Can Whiplash Trigger a Chronic Pain Condition/Disorder?

The simple answer to this question is yes. It has long been established that chronic pain can arise out of a single event, be it a physical injury or an extreme reaction to a stressful event. It is understandable that someone would obtain a diagnosis of whiplash associated disorder if they had recently been in a road traffic accident. In the majority of cases, symptoms resolve either on their own over a relatively short period of time with following some physical therapy and pain relief. When symptoms persist beyond 3 months of the initial injury, the medical profession would describe such symptoms as chronic in nature.

What should I do if I suspect I have whiplash after a car accident?

If you suspect you have whiplash after a car accident, it's important to seek medical attention promptly. Follow your doctor's advice for treatment and document your symptoms and medical treatment for potential use in a compensation claim.

You may also seek assistance from a physiotherapist, chiropractor or a therapist who can assess and assist your daily pain management. 
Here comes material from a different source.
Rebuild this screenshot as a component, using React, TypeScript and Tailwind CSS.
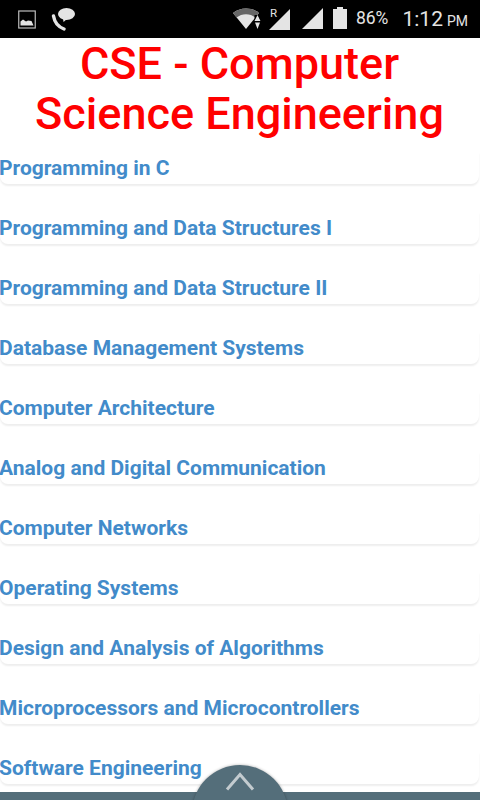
const subjects = [
  "Programming in C",
  "Programming and Data Structures I",
  "Programming and Data Structure II",
  "Database Management Systems",
  "Computer Architecture",
  "Analog and Digital Communication",
  "Computer Networks",
  "Operating Systems",
  "Design and Analysis of Algorithms",
  "Microprocessors and Microcontrollers",
  "Software Engineering",
];

function StatusBar() {
  return (
    <div className="flex h-[38px] shrink-0 items-center bg-black pl-[18px] pr-[12px] text-[#e4e4e4]">
      <svg width="18" height="19" viewBox="0 0 18 19" className="mr-[15px]">
        <rect x="0.75" y="1" width="16.5" height="17" fill="none" stroke="#bdbdbd" strokeWidth="1.2" />
        <path d="M2.5 15.5V11.5L5 9.5L8 11.500L10 10.500L13.500 11L15.500 15.500Z" fill="#e4e4e4" />
      </svg>
      <svg width="24" height="24" viewBox="0 0 24 24">
        <path d="M2.500 9C3.500 15 7.500 20 13 22" fill="none" stroke="#e4e4e4" strokeWidth="3.400" strokeLinecap="round" />
        <ellipse cx="15.500" cy="7" rx="8.500" ry="6" fill="#e4e4e4" />
        <path d="M12 11L12.500 15L16 12Z" fill="#e4e4e4" />
      </svg>
      <div className="ml-auto flex items-center">
        <svg width="28" height="22" viewBox="0 0 28 22" className="mt-[-1px]">
          <path d="M0 5C7 -1 19 -1 26 5L13 21Z" fill="#e4e4e4" />
          <path d="M0 5C7 -1 19 -1 26 5L22.500 9.500C17 5 9 5 3.500 9.500Z" fill="#666666" />
          <path d="M21.500 7H28V22H21.500Z" fill="#000000" />
          <path d="M24.500 7L27.500 13H21.500ZM24.500 21L22 14.500H27Z" fill="#e4e4e4" />
        </svg>
        <div className="relative ml-[8px] mt-[-1px] h-[22px] w-[21px]">
          <svg width="21" height="21" viewBox="0 0 21 21" className="absolute bottom-0 left-0">
            <path d="M21 0V21H0Z" fill="#e4e4e4" />
          </svg>
          <span className="absolute left-[1px] top-0 font-['Roboto',sans-serif] text-[11.500px] leading-[11px]">R</span>
        </div>
        <svg width="21" height="21" viewBox="0 0 21 21" className="ml-[12px] mt-[-1px]">
          <path d="M21 0V21H0Z" fill="#e4e4e4" />
        </svg>
        <svg width="14" height="22" viewBox="0 0 14 22" className="ml-[10px] mt-[-2px]">
          <path d="M4 0H10V2H14V22H0V2H4Z" fill="#e4e4e4" />
        </svg>
        <span className="ml-[9px] font-['Roboto',sans-serif] text-[17.5px] leading-none">86%</span>
        <span className="ml-[14px] font-['Roboto',sans-serif] text-[21px] leading-none">1:12</span>
        <span className="ml-[4px] mt-[3px] font-['Roboto',sans-serif] text-[14px] leading-none">PM</span>
      </div>
    </div>
  );
}

export default function App() {
  return (
    <div className="relative flex h-[800px] w-[480px] flex-col overflow-hidden bg-white font-['Roboto',sans-serif]">
      <StatusBar />
      <h1 className="-ml-[1px] pt-[1px] text-center text-[45px] font-medium leading-[50px] text-[#ff0000]">
        CSE - Computer
        <br />
        Science Engineering
      </h1>
      <ul className="mt-[13px] flex flex-col gap-[28px]">
        {subjects.map((s) => (
          <li
            key={s}
            className="mr-[1px] flex h-[32px] items-center rounded-b-[8px] bg-white pt-[2px] text-[21px] font-bold text-[#428bca] shadow-[0_2px_2px_rgba(0,0,0,0.07)]"
          >
            <span className="-ml-[1px]">{s}</span>
          </li>
        ))}
      </ul>
      <div className="absolute inset-x-0 bottom-0 h-[8px] bg-[#546e7a]" />
      <div className="absolute bottom-[-61px] left-[192px] h-[96px] w-[96px] rounded-full bg-[#546e7a] shadow-[0_0_3px_rgba(0,0,0,0.3)]">
        <svg width="30" height="19" viewBox="0 0 30 19" className="absolute left-[33px] top-[7px]">
          <path d="M2 17.500L15 2.500L28 17.500" fill="none" stroke="#c3cbcf" strokeWidth="3" />
        </svg>
      </div>
    </div>
  );
}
Can I claim compensation for whiplash after a car accident?

Yes, you may be entitled to claim compensation for whiplash injuries sustained in a car accident if the accident was caused by the negligence of another party. 

How long does it take to recover from whiplash?

The recovery time for whiplash can vary depending on the severity of the injury and individual factors. While some people may recover within a few weeks with rest and conservative treatment, others may experience symptoms for several months or longer.  

Where whiplash does not resolve, this may result in a chronic pain condition which will need to be assessed by a different medical expert.

What evidence do I need to support a whiplash compensation claim?

To support a whiplash compensation claim, it's important to gather evidence such as medical records documenting your diagnosis and treatment, receipts for medical expenses, witness statements, and any documentation related to the accident.

It is important to keep any receipts for expenses. 

Do I need a solicitor for a whiplash claim?

While you are not required to hire a solicitor to pursue a whiplash claim, particularly in view of the latest Official Injury Claim portal introduced by the government, having legal representation can be beneficial. 

A solicitor can handle the legal aspects of your claim, negotiate with insurance companies on your behalf, and ensure you receive fair compensation.

What if the insurance company disputes my whiplash claim?

If the insurance company disputes your whiplash claim, the circumstances of your injuries are reviewed and considered alongside any liability issues they have raised.  These will be discussed with you, and you will be advised accordingly. 

Can I claim compensation for ongoing pain and suffering from whiplash?

Yes, you may be able to claim compensation for ongoing pain and suffering resulting from whiplash. Compensation can also cover other losses such as medical expenses, loss of earnings, and any future treatment or rehabilitation costs associated with your injury.

Medical evidence will be required to consider your ongoing symptoms.